FIRE(経済的独立による早期退職)を求めるのはなぜだろうか.距離を取れるからではないか.労働人生で稼げる金額は大方決まっているので,その額をどれくらいの早さで稼いでしまうかというゲームが,つまるところ「労働」である.40歳で2億円稼いでしまえば,その後働かずに暮らすことができる.私なんぞは働かなければ暇が有り余るので何かしらの仕事で働いていたいと思い,今も平均的給与で働いている.
最近思うのは,渦中にいることが疲れて面倒なのでそこから離れて暮らしたいと思う気持ちを理解できるようになったことだ.若い日には新しい仕事を覚えて毎日働きに行っては多くを学んで楽しい日々を過ごすけど,ある程度仕事上の自立が叶うと,業界の中心や最先端で活躍することが疲れて面倒に感じられる時がある.だからもっと郊外や周辺業種や社会の片隅で,必要とされる仕事を黙々とこなす職業人を選びたくなる.
東京の中心でバリバリと仕事するより,少ない誰かから感謝されるように働く.中心地から距離を取った仕事をするほうが,安定し落ち着き満足な労働人生に変わる可能性がある.FIREにはこれに似た方向を感じる.欲するのは「距離」なのだ.若き日の野望や夢を叶えてしまった人間が次に望むものが,距離なのだ.引退し離れて暮らす.騒がれず静かな環境で,黙々と日課をこなし,メディアからできるだけ距離をとるのだ.

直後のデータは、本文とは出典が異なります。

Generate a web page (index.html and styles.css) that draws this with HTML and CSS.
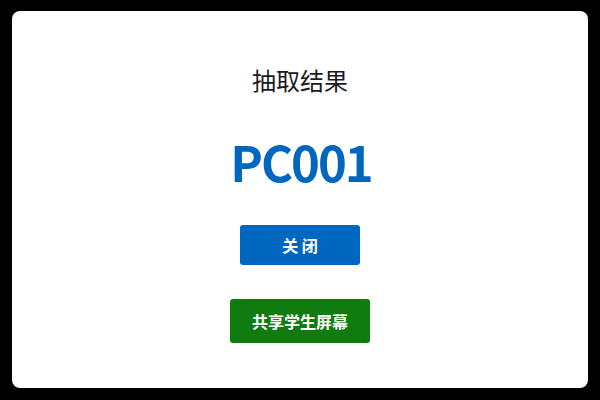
FILE: index.html
```html
<!DOCTYPE html>
<html lang="zh-CN">
<head>
<meta charset="utf-8">
<title>抽取结果</title>
<link rel="stylesheet" href="styles.css">
</head>
<body>
<div class="card">
  <h1 class="title">抽取结果</h1>
  <div class="result">PC001</div>
  <button class="btn btn-close">关 闭</button>
  <button class="btn btn-share">共享学生屏幕</button>
</div>
</body>
</html>
```
FILE: styles.css
```css
html, body {
  margin: 0;
  padding: 0;
  background: #000;
  width: 600px;
  height: 400px;
  overflow: hidden;
}
body {
  padding: 11px 12px 12px 12px;
  box-sizing: border-box;
  font-family: "Noto Sans CJK SC", "Noto Sans", sans-serif;
}
.card {
  background: #fff;
  border-radius: 8px;
  height: 377px;
  box-sizing: border-box;
  padding-top: 51px;
  display: flex;
  flex-direction: column;
  align-items: center;
}
.title {
  margin: 0;
  font-size: 24px;
  font-weight: 400;
  line-height: 36px;
  color: #1a1a1a;
}
.result {
  margin-top: 33px;
  padding-left: 2px;
  font-size: 49px;
  font-weight: 700;
  letter-spacing: -2px;
  line-height: 60px;
  color: #0067c0;
}
.btn {
  border: none;
  border-radius: 3px;
  color: #fff;
  font-family: "Noto Sans CJK SC", "Noto Sans", sans-serif;
  font-weight: 700;
  font-size: 16px;
  padding: 0;
  display: flex;
  align-items: center;
  justify-content: center;
}
.btn-close {
  margin-top: 34px;
  width: 120px;
  height: 40px;
  background: #0067c0;
}
.btn-share {
  margin-top: 34px;
  width: 140px;
  height: 44px;
  background: #107c10;
}
```
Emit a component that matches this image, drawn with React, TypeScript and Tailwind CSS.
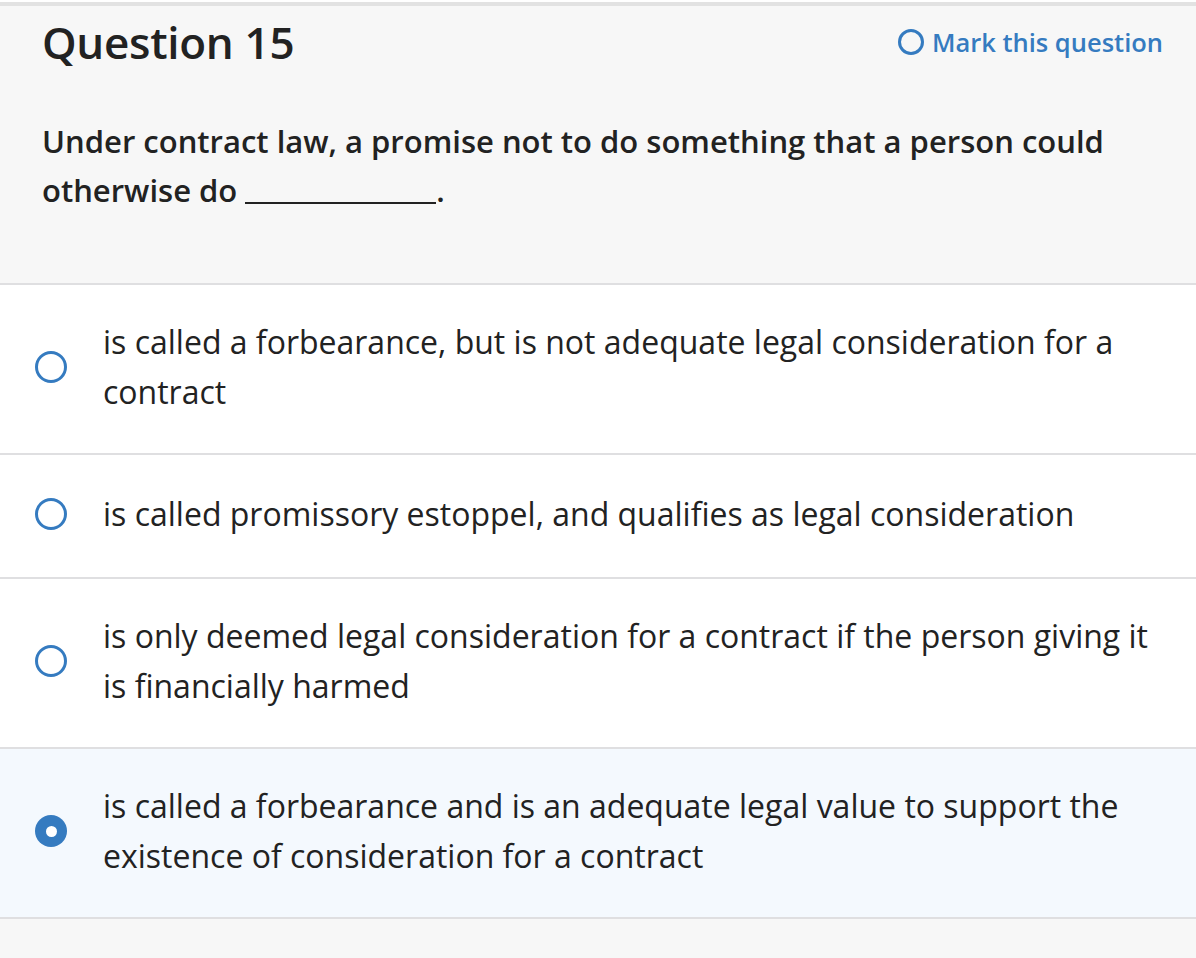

ずっと最前線に立って活躍を続ける人は稀である.だがその理由は,距離をとりたくなるからだろうと思う.有名になりたい人は,満足できるくらい有名になってしまったら,そこで引退を考える.お金を稼ぎたい人は,早く稼いでしまった頃から,退職を考える.次の目標を立てられる人は強いと思うけど,皆がそうではないし,皆がそうなるべき理由もない.願いが叶って引退するのなら,一人の人生の喜び,美談である.